Contrarian Angle: The Decoupling Thesis
The conventional narrative says that Ukraine’s instability is bad for risk assets globally—it spikes gold, depresses equities, and should increase crypto’s safe-haven bid. But that is an oversimplification.
A closer reading suggests a decoupling within crypto itself. Not all tokens benefit from geopolitical chaos. Only assets with true non-sovereign liquidity—Bitcoin, possibly Monero, and specific stablecoins—absorb the flight. Most altcoins are correlated to US equity risk appetite. They will sell off if the reshuffle rattles Western risk sentiment.
Moreover, there is a strong counterargument: the reshuffle could actually boost institutional confidence in Ukraine over the medium term. If the corruption probe leads to real prosecutions, the governance score improves. That could unlock faster EU accession talks and larger IMF packages. The hryvnia stabilizes. Citizens stop fleeing to crypto.

That scenario would make crypto demand in Ukraine shrink, reducing global Bitcoin volume from Eastern Europe.
Code executes logic; humans execute fear. On-chain, we will see the difference between rational hedging and panic selling. The first sign will be Bitcoin inflow spikes on Ukrainian exchanges.

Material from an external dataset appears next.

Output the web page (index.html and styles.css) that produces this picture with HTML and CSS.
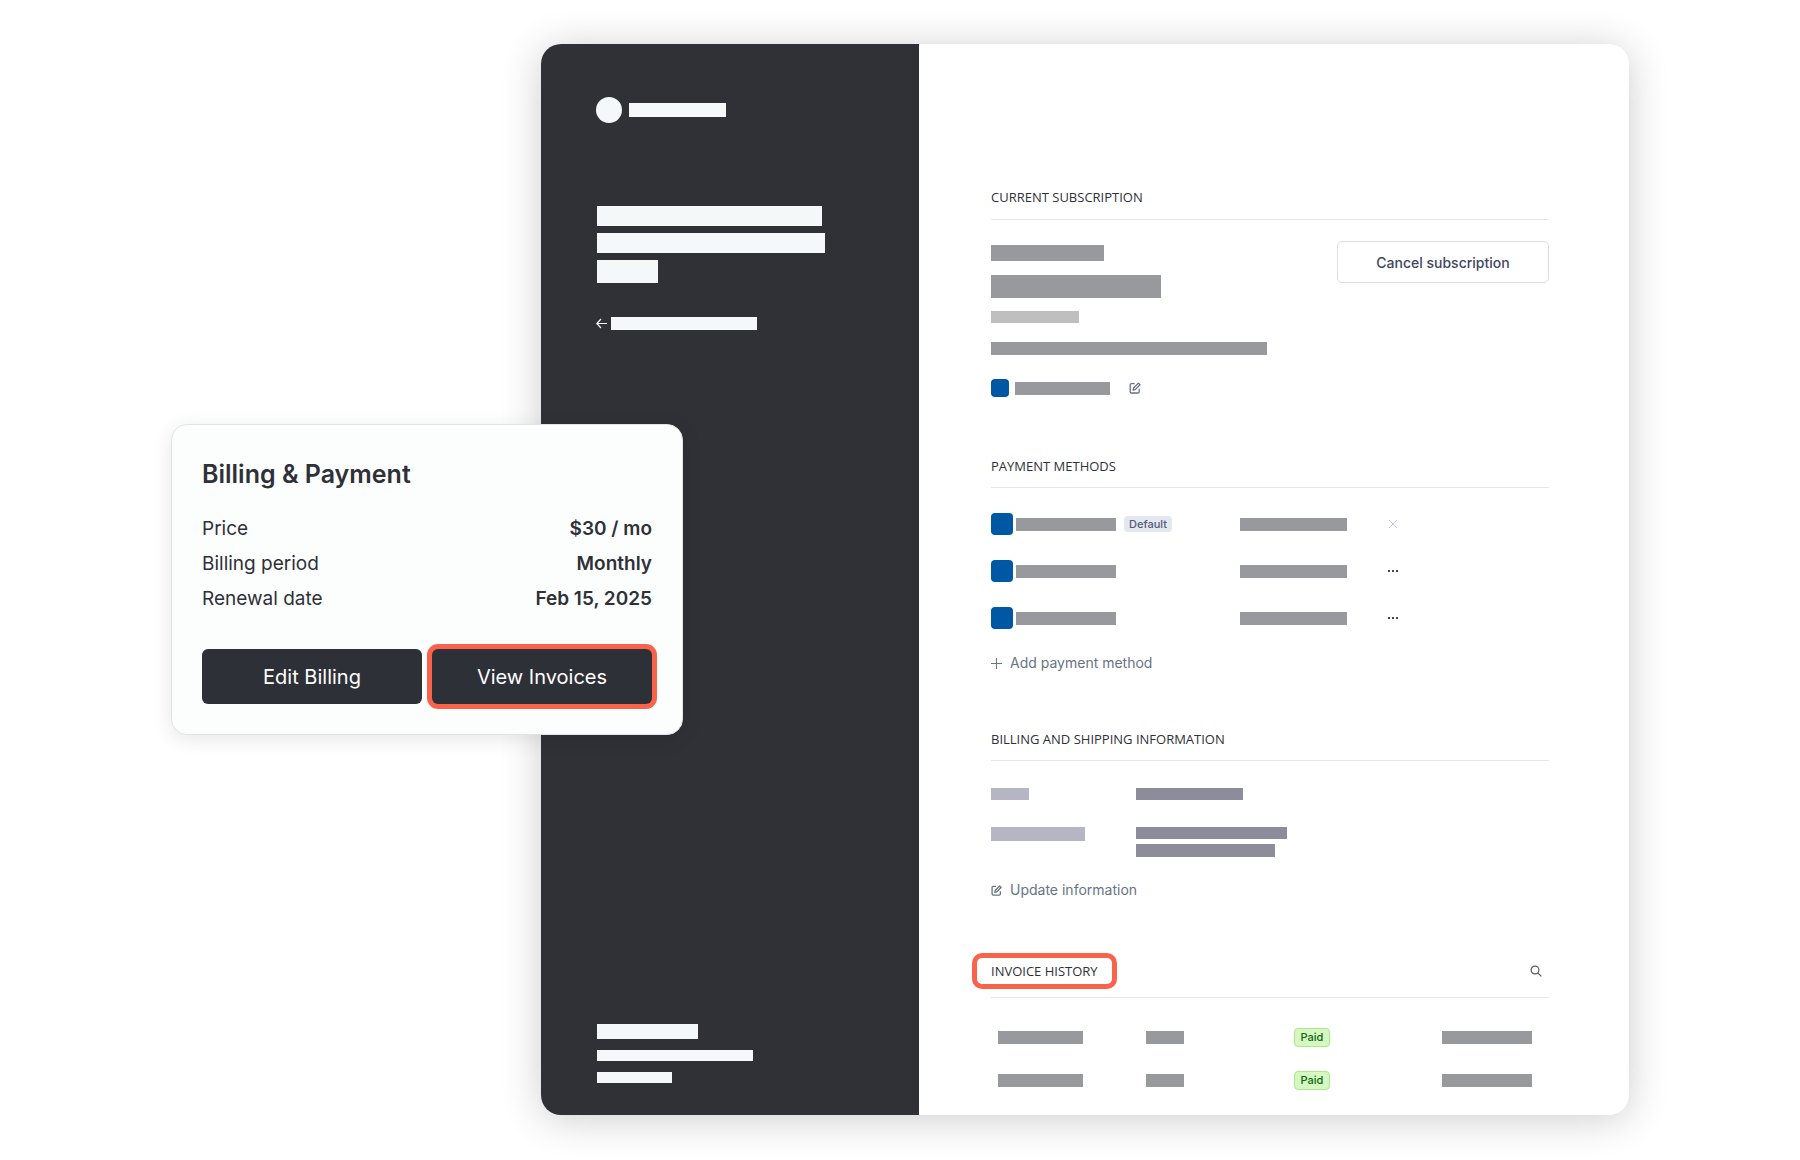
FILE: index.html
```
<!DOCTYPE html>
<html lang="en">
<head>
    <meta charset="UTF-8">
    <meta name="viewport" content="width=device-width, initial-scale=1.0">
    <title>Billing &amp; Payment</title>
    <link rel="stylesheet" href="styles.css">
</head>
<body>
    <div class="stage">
        <div class="window">
            <aside class="sidebar">
                <div class="brand">
                    <span class="logo"></span>
                    <span class="bar brand-name"></span>
                </div>
                <div class="intro">
                    <span class="bar intro-1"></span>
                    <span class="bar intro-2"></span>
                    <span class="bar intro-3"></span>
                </div>
                <a href="#" class="back" aria-label="Back">
                    <svg width="12" height="11" viewBox="0 0 12 11" fill="none" stroke="currentColor" stroke-width="1.2"><path d="M11 5.5H1M5 1L0.8 5.5L5 10"/></svg>
                    <span class="bar back-text"></span>
                </a>
                <div class="sidebar-footer">
                    <span class="bar footer-1"></span>
                    <span class="bar footer-2"></span>
                    <span class="bar footer-3"></span>
                </div>
            </aside>

            <main class="content">
                <section class="subscription">
                    <h2>CURRENT SUBSCRIPTION</h2>
                    <div class="plan">
                        <div class="plan-info">
                            <span class="bar plan-name"></span>
                            <span class="bar plan-price"></span>
                            <span class="bar plan-note"></span>
                            <span class="bar plan-renewal"></span>
                            <div class="plan-card">
                                <span class="tile tile-small"></span>
                                <span class="bar plan-card-number"></span>
                                <button class="icon-btn" aria-label="Edit">
                                    <svg width="12" height="12" viewBox="0 0 12 12" fill="none" stroke="currentColor" stroke-width="1.3" stroke-linejoin="round"><path d="M5.5 1.6H2.4Q1.2 1.6 1.2 2.8V9.8Q1.2 11 2.4 11H9Q10.2 11 10.2 9.8V6.8"/><path d="M9.4 1.1L11 2.7L6.2 7.6L4.2 8L4.6 6Z"/></svg>
                                </button>
                            </div>
                        </div>
                        <button class="cancel-btn">Cancel subscription</button>
                    </div>
                </section>

                <section class="methods">
                    <h2>PAYMENT METHODS</h2>
                    <ul class="method-list">
                        <li>
                            <div class="method">
                                <span class="tile"></span>
                                <span class="bar method-number"></span>
                                <span class="default-badge">Default</span>
                            </div>
                            <span class="bar method-expiry"></span>
                            <button class="icon-btn remove" aria-label="Remove">
                                <svg width="10" height="10" viewBox="0 0 10 10" fill="none" stroke="currentColor"><path d="M1 1L9 9M9 1L1 9"/></svg>
                            </button>
                        </li>
                        <li>
                            <div class="method">
                                <span class="tile"></span>
                                <span class="bar method-number"></span>
                            </div>
                            <span class="bar method-expiry"></span>
                            <button class="icon-btn more" aria-label="More">
                                <svg width="10" height="2" viewBox="0 0 10 2" fill="currentColor"><path d="M0 0h2v2H0zM4 0h2v2H4zM8 0h2v2H8z"/></svg>
                            </button>
                        </li>
                        <li>
                            <div class="method">
                                <span class="tile"></span>
                                <span class="bar method-number"></span>
                            </div>
                            <span class="bar method-expiry"></span>
                            <button class="icon-btn more" aria-label="More">
                                <svg width="10" height="2" viewBox="0 0 10 2" fill="currentColor"><path d="M0 0h2v2H0zM4 0h2v2H4zM8 0h2v2H8z"/></svg>
                            </button>
                        </li>
                    </ul>
                    <a href="#" class="action">
                        <svg width="11" height="11" viewBox="0 0 11 11" fill="none" stroke="currentColor"><path d="M5.5 0V11M0 5.5H11"/></svg>
                        Add payment method
                    </a>
                </section>

                <section class="billing">
                    <h2>BILLING AND SHIPPING INFORMATION</h2>
                    <dl class="billing-info">
                        <dt><span class="bar label-name"></span></dt>
                        <dd><span class="bar value-name"></span></dd>
                        <dt><span class="bar label-address"></span></dt>
                        <dd>
                            <span class="bar value-street"></span>
                            <span class="bar value-city"></span>
                        </dd>
                    </dl>
                    <a href="#" class="action">
                        <svg width="11" height="11" viewBox="0 0 12 12" fill="none" stroke="currentColor" stroke-width="1.4" stroke-linejoin="round"><path d="M5.5 1.6H2.4Q1.2 1.6 1.2 2.8V9.8Q1.2 11 2.4 11H9Q10.2 11 10.2 9.8V6.8"/><path d="M9.4 1.1L11 2.7L6.2 7.6L4.2 8L4.6 6Z"/></svg>
                        Update information
                    </a>
                </section>

                <section class="invoices">
                    <div class="invoices-head">
                        <h2 class="highlight">INVOICE HISTORY</h2>
                        <button class="icon-btn search" aria-label="Search">
                            <svg width="12" height="12" viewBox="0 0 12 12" fill="none" stroke="currentColor" stroke-width="1.2"><circle cx="5" cy="5" r="3.9"/><path d="M7.8 7.8L11.3 11.3"/></svg>
                        </button>
                    </div>
                    <table class="invoice-table">
                        <tr>
                            <td><span class="bar invoice-date"></span></td>
                            <td><span class="bar invoice-amount"></span></td>
                            <td><span class="paid-badge">Paid</span></td>
                            <td><span class="bar invoice-plan"></span></td>
                        </tr>
                        <tr>
                            <td><span class="bar invoice-date"></span></td>
                            <td><span class="bar invoice-amount"></span></td>
                            <td><span class="paid-badge">Paid</span></td>
                            <td><span class="bar invoice-plan"></span></td>
                        </tr>
                    </table>
                </section>
            </main>
        </div>

        <!-- Card on top of the window -->
        <div class="billing-card">
            <h1>Billing &amp; Payment</h1>
            <dl class="summary">
                <div><dt>Price</dt><dd>$30 / mo</dd></div>
                <div><dt>Billing period</dt><dd>Monthly</dd></div>
                <div><dt>Renewal date</dt><dd>Feb 15, 2025</dd></div>
            </dl>
            <div class="card-buttons">
                <button class="card-btn">Edit Billing</button>
                <button class="card-btn active">View Invoices</button>
            </div>
        </div>
    </div>
</body>
</html>
```

FILE: styles.css
```
* {
    box-sizing: border-box;
}

body {
    margin: 0;
    font-family: Inter, "Liberation Sans", sans-serif;
    font-size: 14px;
    line-height: 20px;
    color: #2f3038;
    background-color: #ffffff;
}

h1, h2, ul, dl, dd {
    margin: 0;
    padding: 0;
}

button {
    font-family: inherit;
    cursor: pointer;
}

svg {
    display: block;
}

.stage {
    position: relative;
    margin: 0 auto;
    padding: 44px 0;
    width: 81%;
}

/* Window */
.window {
    display: grid;
    grid-template-columns: 378px 1fr;
    margin-left: 370px;
    border-radius: 20px;
    background-color: #ffffff;
    box-shadow: 0 4px 40px rgba(0, 0, 0, 0.2);
}

.bar {
    display: block;
    height: 13px;
    background-color: #98999d;
}

/* Sidebar */
.sidebar {
    display: flex;
    flex-direction: column;
    padding: 53px 55px 32px;
    border-radius: 20px 0 0 20px;
    background-color: #303136;
    color: #f4f8f9;
}

.sidebar .bar {
    background-color: #f4f8f9;
}

.brand {
    display: flex;
    align-items: center;
    gap: 7px;
}

.logo {
    width: 26px;
    height: 26px;
    border-radius: 50%;
    background-color: #f4f8f9;
}

.sidebar .brand-name {
    width: 97px;
    height: 14px;
}

.intro {
    display: flex;
    flex-direction: column;
    gap: 7px;
    margin: 83px 0 34px;
    padding-left: 1px;
}

.intro .bar {
    height: 20px;
}

.intro-1 { width: 225px; }
.intro-2 { width: 228px; }
.intro-3 { width: 61px; }

.intro .intro-3 {
    height: 23px;
}

.back {
    display: flex;
    align-items: center;
    gap: 3px;
    color: inherit;
}

.back-text {
    width: 146px;
}

.sidebar-footer {
    display: flex;
    flex-direction: column;
    gap: 11px;
    margin-top: auto;
    padding-left: 1px;
}

.sidebar-footer .bar {
    height: 11px;
}

.sidebar-footer .footer-1 {
    height: 15px;
}

.footer-1 { width: 101px; }
.footer-2 { width: 156px; }
.footer-3 { width: 75px; }

/* Content */
.content {
    padding: 143px 80px 13px 72px;
}

h2 {
    padding-bottom: 11px;
    border-bottom: 1px solid #e4e6ec;
    font-family: "Open Sans", "Liberation Sans", sans-serif;
    font-size: 13px;
    font-weight: 400;
    line-height: 20px;
}

.tile {
    width: 22px;
    height: 22px;
    border-radius: 4px;
    background-color: #0057a3;
}

.tile-small {
    width: 18px;
    height: 18px;
}

.icon-btn {
    padding: 0;
    border: none;
    background: none;
    color: #6a6e88;
}

.action {
    display: flex;
    align-items: center;
    gap: 8px;
    color: #687385;
    text-decoration: none;
}

.subscription h2 {
    padding-bottom: 12px;
}

.plan {
    display: flex;
    justify-content: space-between;
    align-items: flex-start;
    margin-top: 21px;
}

.plan-info {
    padding-top: 4px;
}

.plan-name {
    width: 113px;
    height: 16px;
}

.plan-price {
    width: 170px;
    height: 23px;
    margin-top: 14px;
}

.plan-note {
    width: 88px;
    height: 12px;
    margin-top: 13px;
    background-color: #bfbfbf;
}

.plan-renewal {
    width: 276px;
    margin-top: 19px;
}

.plan-card {
    display: flex;
    align-items: center;
    gap: 6px;
    margin-top: 24px;
}

.plan-card-number {
    width: 95px;
    margin-right: 13px;
}

.cancel-btn {
    width: 212px;
    height: 42px;
    border: 1px solid #dcdde2;
    border-radius: 5px;
    background-color: #ffffff;
    color: #414560;
    font-size: 14px;
    font-weight: 500;
}

.methods {
    margin-top: 59px;
}

.method-list {
    display: grid;
    gap: 25px;
    margin: 25px 0 24px;
    list-style: none;
}

.method-list li {
    display: grid;
    grid-template-columns: 249px 148px auto;
    justify-content: start;
    align-items: center;
}

.method {
    display: flex;
    align-items: center;
}

.method-number {
    width: 100px;
    margin: 0 8px 0 3px;
}

.method-expiry {
    width: 107px;
}

.default-badge {
    padding: 0 5px;
    border-radius: 4px;
    background-color: #e3e8f0;
    color: #545978;
    font-size: 11px;
    font-weight: 500;
    line-height: 16px;
}

.remove {
    color: #c0c8d2;
}

.more {
    color: #414560;
}

.billing {
    margin-top: 56px;
}

.billing-info {
    display: grid;
    grid-template-columns: 145px 1fr;
    row-gap: 27px;
    margin: 27px 0 23px;
}

.billing-info .bar {
    height: 12px;
}

.billing-info dt .bar {
    background-color: #b4b7c3;
}

.billing-info dd .bar {
    background-color: #8c8c9a;
}

.label-name { width: 38px; }
.label-address { width: 94px; }
.value-name { width: 107px; }
.value-street { width: 151px; }
.value-city { width: 139px; }

.billing-info .label-address {
    height: 14px;
}

.billing-info .value-city {
    height: 13px;
    margin-top: 5px;
}

.invoices {
    margin-top: 57px;
}

.invoices-head {
    display: flex;
    justify-content: space-between;
    align-items: center;
    padding: 1px 7px 13px 0;
    border-bottom: 1px solid #e4e9f0;
}

.highlight {
    margin-left: -14px;
    padding: 3px 14px;
    border: none;
    border-radius: 5px;
    box-shadow: 0 0 0 5px #f9624b;
}

.search {
    color: #545969;
}

.invoice-table {
    width: 100%;
    margin-top: 18px;
    border-collapse: collapse;
    table-layout: fixed;
}

.invoice-table td {
    width: 148px;
    height: 43px;
    padding: 0 0 0 7px;
    vertical-align: middle;
}

.invoice-table td:last-child {
    width: auto;
}

.invoice-date { width: 85px; }
.invoice-amount { width: 38px; }
.invoice-plan { width: 90px; }

.paid-badge {
    display: block;
    width: 36px;
    border: 1px solid #a6eb84;
    border-radius: 4px;
    background-color: #d7f7c2;
    color: #05690d;
    font-size: 11px;
    font-weight: 500;
    line-height: 17px;
    text-align: center;
}

/* Billing card */
.billing-card {
    position: absolute;
    top: 424px;
    left: 0;
    width: 512px;
    padding: 33px 30px 30px;
    border: 1px solid #e1e3e8;
    border-radius: 16px;
    background-color: #fcfefe;
    box-shadow: 0 4px 20px rgba(0, 0, 0, 0.1);
}

h1 {
    font-size: 25px;
    font-weight: 600;
    line-height: 32px;
}

.summary {
    margin: 21px 0 33px;
    font-size: 19px;
    line-height: 35px;
}

.summary div {
    display: flex;
    justify-content: space-between;
}

.summary dd {
    font-weight: 600;
}

.card-buttons {
    display: grid;
    grid-template-columns: 1fr 1fr;
    gap: 10px;
}

.card-btn {
    height: 55px;
    border: none;
    border-radius: 6px;
    background-color: #2e3038;
    color: #ffffff;
    font-size: 20px;
    font-weight: 400;
}

.card-btn.active {
    box-shadow: 0 0 0 5px #f9624b;
}
```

If those remain flat, the market is pricing the reshuffle as a positive signal. If inflows surge above 2x the 30-day average, fear dominates.
Takeaway: The Portfolio Implication
As of April 2025, the reshuffle is a beta event for crypto—measurable but not directional. The real story is the evolution of sovereign trust as a liquidity variable. Traditional analysts ignore Ukrainian internal politics. Macro Watchers understand that every governance signal is a data point in the global liquidity matrix.
The next critical trigger is the list of replaced ministers. If the defense or finance chiefs are removed, expect front-loaded hedging. If only junior officials change, the impact will fade in a week.
The curve bends, but it doesn’t break—not yet. But every unverified assumption bends it a little more. The market will soon verify this one.